Listed below are entries; give the number of lines among them that include "TypeScript", and only that number.

==== Dataset

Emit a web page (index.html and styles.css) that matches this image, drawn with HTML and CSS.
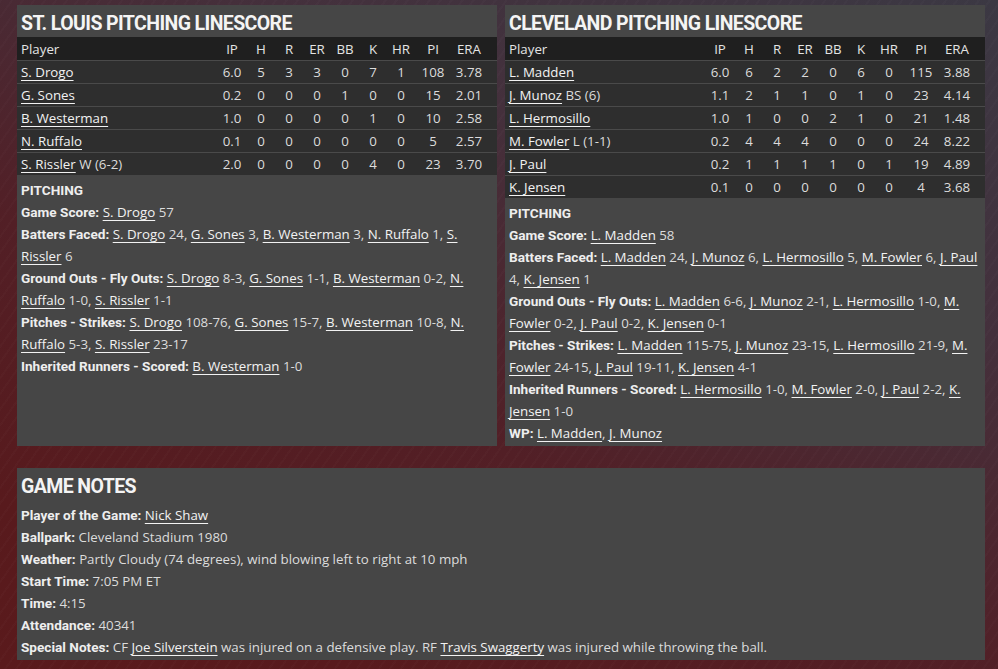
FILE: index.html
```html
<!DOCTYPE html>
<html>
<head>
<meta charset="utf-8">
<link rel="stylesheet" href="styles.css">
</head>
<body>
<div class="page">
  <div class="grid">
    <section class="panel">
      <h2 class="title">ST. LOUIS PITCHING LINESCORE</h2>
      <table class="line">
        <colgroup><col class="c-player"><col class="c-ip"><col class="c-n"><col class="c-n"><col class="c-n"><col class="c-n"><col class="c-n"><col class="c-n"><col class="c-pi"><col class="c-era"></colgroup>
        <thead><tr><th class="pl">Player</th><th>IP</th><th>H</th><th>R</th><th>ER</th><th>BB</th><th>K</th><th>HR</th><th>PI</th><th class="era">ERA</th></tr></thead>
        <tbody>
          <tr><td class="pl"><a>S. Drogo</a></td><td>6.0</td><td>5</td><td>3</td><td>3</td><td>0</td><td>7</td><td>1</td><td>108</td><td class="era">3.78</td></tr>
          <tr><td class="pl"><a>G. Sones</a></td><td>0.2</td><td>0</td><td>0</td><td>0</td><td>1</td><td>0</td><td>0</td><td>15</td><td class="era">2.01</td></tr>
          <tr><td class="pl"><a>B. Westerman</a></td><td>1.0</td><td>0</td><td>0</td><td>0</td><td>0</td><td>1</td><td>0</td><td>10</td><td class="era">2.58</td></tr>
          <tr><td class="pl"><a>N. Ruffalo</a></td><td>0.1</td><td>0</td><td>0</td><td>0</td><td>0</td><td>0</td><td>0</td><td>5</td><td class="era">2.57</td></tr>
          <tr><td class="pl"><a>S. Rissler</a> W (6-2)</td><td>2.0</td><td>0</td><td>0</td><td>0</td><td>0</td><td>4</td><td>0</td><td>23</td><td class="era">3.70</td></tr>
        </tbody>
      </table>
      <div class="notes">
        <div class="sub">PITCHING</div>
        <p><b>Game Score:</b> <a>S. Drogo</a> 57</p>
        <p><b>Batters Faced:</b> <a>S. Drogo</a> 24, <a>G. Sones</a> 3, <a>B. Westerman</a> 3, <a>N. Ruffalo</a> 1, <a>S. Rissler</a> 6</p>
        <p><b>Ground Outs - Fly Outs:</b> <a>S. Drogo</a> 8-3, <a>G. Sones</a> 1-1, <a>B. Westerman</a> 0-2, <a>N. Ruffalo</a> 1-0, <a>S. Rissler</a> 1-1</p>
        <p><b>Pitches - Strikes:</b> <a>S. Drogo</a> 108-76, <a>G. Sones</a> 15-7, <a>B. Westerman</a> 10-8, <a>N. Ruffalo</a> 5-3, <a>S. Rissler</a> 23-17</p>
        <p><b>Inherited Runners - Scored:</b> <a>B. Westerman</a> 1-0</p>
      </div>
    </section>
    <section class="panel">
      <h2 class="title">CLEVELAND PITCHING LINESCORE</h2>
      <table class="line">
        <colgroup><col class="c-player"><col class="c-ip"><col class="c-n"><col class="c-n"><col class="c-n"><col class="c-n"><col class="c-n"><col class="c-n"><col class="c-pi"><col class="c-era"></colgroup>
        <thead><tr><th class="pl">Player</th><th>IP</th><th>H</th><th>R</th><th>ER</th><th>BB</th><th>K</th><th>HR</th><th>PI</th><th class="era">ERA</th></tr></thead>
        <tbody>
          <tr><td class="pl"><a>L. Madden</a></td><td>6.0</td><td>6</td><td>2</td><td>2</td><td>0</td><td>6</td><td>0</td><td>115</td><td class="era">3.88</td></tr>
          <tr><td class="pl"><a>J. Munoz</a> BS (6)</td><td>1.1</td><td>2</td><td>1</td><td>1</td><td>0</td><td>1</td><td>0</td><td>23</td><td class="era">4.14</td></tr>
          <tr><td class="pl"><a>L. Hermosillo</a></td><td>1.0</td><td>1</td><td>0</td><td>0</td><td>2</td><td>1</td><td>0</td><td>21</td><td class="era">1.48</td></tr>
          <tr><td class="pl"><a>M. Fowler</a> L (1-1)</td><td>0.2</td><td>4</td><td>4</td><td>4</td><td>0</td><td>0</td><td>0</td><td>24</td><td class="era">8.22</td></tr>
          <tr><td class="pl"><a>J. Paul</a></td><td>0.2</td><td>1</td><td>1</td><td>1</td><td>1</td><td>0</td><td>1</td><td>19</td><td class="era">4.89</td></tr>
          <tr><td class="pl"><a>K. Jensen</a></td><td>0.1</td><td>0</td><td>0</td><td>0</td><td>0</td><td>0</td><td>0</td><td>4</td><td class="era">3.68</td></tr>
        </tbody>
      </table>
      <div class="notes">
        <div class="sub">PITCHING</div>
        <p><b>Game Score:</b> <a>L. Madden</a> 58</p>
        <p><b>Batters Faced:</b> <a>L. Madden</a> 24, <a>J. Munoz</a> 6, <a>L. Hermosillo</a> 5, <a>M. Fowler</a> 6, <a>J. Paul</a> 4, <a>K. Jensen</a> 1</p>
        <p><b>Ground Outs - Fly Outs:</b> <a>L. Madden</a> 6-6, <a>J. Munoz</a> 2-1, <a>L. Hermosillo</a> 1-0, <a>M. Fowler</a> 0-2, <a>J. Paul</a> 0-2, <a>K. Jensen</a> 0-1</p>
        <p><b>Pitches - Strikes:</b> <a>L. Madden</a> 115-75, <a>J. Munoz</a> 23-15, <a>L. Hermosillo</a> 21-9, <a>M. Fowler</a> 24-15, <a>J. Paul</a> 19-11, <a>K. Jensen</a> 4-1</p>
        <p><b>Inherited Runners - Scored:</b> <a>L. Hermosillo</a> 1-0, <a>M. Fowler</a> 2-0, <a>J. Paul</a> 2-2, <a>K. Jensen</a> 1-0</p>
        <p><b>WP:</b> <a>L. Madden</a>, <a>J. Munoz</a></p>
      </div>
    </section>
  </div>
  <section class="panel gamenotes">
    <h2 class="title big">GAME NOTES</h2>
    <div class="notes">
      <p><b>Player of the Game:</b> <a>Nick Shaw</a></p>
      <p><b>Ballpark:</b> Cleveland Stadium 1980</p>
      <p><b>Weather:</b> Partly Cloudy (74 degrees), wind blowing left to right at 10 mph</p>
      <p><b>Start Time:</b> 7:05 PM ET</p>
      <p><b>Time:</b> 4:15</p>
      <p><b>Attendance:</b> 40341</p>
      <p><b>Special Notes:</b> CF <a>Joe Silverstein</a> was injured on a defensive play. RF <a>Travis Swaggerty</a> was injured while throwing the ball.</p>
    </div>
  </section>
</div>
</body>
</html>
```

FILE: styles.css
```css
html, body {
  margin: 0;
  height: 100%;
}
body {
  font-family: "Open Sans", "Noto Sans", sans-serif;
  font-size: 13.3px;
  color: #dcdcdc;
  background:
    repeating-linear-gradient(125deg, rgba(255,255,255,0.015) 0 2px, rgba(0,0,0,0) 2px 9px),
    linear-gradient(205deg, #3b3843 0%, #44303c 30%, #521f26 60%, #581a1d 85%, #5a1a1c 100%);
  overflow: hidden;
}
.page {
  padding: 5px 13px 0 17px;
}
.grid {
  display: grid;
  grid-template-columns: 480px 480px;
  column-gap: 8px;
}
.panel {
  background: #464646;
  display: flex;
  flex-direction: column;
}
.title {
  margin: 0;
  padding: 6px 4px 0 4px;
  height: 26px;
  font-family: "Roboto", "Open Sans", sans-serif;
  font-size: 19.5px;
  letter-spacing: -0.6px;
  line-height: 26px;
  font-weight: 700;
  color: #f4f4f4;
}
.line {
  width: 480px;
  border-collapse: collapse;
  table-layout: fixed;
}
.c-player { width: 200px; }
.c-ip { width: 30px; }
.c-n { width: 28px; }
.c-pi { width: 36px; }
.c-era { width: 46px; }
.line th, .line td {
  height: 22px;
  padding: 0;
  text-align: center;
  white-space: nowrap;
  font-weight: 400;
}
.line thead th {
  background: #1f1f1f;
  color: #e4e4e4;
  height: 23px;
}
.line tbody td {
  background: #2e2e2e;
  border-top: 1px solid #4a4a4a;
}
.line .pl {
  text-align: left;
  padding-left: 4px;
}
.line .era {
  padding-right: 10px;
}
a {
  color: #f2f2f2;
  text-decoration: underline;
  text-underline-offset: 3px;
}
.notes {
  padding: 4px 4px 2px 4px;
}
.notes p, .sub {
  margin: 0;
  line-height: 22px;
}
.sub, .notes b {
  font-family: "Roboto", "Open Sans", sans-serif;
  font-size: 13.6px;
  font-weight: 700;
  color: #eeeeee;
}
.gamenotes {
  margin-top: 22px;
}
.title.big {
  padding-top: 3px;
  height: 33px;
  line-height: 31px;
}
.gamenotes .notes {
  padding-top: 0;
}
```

========
==== Dataset

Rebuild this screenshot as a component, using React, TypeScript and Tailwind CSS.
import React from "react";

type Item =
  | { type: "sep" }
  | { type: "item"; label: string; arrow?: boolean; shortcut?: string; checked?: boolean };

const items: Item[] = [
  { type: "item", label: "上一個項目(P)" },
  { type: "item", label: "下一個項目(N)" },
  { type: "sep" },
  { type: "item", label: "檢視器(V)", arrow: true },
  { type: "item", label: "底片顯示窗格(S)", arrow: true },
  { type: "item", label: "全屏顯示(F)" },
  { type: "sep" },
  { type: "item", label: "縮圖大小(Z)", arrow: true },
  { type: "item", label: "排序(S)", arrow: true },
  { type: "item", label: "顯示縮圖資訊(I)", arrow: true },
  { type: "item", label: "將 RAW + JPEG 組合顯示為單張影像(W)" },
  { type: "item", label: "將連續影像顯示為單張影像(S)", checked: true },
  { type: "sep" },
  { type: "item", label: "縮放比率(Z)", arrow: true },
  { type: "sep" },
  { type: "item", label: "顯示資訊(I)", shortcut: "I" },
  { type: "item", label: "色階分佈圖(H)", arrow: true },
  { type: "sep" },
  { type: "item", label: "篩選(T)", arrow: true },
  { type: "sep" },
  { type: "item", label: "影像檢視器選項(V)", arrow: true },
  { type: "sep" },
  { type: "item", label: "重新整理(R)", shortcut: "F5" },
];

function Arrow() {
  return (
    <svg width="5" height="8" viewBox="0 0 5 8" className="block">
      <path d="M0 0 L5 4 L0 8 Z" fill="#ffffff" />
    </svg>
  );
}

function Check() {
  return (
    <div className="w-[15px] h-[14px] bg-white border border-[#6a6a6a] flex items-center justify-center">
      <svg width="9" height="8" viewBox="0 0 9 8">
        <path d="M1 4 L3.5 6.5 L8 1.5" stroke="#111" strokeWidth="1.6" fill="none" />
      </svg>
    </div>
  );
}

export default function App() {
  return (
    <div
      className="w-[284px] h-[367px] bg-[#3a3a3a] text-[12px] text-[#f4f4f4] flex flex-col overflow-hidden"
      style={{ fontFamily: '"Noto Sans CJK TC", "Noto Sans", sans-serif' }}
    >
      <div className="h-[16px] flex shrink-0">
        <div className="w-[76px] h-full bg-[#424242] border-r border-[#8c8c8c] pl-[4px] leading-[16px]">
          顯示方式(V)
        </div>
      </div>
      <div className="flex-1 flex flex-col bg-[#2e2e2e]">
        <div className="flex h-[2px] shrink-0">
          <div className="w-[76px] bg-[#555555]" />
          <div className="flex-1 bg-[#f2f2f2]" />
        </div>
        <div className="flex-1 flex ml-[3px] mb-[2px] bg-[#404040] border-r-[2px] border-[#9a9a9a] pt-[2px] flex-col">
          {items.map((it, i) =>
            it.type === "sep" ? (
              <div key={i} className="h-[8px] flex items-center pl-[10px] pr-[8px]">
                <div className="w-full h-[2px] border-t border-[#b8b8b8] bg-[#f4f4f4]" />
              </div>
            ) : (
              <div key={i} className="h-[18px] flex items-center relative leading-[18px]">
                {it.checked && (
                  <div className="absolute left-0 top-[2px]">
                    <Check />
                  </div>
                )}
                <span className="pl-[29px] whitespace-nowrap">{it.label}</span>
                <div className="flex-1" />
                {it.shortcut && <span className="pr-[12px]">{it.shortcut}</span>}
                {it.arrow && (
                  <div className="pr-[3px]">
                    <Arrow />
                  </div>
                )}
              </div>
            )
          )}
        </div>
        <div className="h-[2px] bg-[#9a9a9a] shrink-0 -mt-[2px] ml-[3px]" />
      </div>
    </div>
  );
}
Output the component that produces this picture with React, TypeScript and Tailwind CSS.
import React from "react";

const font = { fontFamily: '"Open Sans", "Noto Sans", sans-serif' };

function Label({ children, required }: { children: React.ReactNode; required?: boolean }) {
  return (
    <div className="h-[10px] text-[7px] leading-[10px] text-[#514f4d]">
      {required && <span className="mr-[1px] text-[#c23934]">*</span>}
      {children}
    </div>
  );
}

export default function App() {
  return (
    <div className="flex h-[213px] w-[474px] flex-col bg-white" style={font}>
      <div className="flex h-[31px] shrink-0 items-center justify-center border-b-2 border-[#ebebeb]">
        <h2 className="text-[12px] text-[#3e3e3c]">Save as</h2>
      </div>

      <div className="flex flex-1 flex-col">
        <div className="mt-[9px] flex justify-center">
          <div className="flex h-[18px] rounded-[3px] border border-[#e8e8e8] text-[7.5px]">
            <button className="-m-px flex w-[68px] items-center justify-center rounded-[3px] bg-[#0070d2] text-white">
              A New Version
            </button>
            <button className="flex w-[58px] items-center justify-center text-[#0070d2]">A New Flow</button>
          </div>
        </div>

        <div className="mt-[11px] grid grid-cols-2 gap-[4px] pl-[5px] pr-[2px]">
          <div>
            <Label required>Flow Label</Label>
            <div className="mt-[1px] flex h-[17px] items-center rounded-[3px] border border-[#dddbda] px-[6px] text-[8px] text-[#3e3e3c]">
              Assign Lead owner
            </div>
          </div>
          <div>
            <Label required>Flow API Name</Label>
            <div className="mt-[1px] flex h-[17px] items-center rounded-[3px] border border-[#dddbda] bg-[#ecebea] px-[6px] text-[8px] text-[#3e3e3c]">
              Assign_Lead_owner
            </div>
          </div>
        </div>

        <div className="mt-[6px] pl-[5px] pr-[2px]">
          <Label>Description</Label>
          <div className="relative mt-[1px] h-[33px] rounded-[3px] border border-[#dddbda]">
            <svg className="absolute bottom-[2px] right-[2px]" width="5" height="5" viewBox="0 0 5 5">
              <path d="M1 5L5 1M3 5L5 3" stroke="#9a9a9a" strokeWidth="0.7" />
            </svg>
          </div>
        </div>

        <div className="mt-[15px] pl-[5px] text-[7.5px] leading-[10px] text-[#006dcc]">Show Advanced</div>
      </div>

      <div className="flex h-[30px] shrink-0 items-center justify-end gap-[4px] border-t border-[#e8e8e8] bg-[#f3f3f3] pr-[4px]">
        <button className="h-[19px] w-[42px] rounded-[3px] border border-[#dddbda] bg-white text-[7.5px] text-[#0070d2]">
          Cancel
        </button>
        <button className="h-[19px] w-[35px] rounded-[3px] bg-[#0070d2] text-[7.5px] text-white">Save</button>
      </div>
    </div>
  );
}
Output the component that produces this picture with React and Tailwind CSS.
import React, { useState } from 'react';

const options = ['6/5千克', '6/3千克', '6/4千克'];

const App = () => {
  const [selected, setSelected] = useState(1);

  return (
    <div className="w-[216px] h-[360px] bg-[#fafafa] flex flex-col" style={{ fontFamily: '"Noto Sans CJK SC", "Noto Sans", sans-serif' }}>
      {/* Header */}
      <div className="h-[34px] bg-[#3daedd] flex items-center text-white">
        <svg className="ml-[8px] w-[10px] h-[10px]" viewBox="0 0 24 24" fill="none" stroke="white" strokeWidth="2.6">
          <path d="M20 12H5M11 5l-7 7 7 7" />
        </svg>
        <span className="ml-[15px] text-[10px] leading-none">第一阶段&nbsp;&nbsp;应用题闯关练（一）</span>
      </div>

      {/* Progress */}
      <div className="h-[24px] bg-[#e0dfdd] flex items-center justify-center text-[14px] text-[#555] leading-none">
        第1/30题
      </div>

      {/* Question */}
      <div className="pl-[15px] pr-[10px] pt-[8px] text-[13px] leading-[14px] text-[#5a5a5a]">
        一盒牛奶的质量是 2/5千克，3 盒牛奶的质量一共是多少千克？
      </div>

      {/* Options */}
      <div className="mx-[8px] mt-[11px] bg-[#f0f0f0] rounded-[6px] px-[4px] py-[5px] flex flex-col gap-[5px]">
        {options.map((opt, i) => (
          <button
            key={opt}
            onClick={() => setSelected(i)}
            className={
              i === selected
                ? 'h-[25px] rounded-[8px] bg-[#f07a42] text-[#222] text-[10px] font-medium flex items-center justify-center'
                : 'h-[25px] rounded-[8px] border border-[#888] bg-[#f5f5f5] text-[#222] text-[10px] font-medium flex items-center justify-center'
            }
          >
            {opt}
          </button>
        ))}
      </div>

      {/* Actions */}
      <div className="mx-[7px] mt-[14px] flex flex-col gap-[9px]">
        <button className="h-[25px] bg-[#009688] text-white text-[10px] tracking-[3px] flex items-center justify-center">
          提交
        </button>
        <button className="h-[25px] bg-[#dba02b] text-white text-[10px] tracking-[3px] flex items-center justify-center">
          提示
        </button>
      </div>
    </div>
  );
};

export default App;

========
==== Dataset

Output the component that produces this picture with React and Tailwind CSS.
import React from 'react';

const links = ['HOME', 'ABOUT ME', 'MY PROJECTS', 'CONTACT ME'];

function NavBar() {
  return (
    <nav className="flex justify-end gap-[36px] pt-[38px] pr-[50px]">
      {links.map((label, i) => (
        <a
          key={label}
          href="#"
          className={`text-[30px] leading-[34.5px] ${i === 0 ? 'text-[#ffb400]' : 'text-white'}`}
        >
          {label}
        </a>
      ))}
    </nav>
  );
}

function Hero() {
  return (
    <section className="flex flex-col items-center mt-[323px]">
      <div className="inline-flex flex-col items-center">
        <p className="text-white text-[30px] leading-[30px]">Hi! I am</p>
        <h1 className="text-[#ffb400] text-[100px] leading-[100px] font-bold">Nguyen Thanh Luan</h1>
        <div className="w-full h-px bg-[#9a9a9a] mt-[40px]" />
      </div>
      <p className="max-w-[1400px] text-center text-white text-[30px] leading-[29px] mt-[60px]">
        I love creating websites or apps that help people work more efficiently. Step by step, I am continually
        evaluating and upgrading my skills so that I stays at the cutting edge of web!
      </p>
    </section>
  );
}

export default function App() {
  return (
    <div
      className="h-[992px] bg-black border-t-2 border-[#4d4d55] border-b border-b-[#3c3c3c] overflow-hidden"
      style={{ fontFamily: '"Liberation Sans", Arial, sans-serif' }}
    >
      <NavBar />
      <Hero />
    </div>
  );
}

========

Correct answer: 2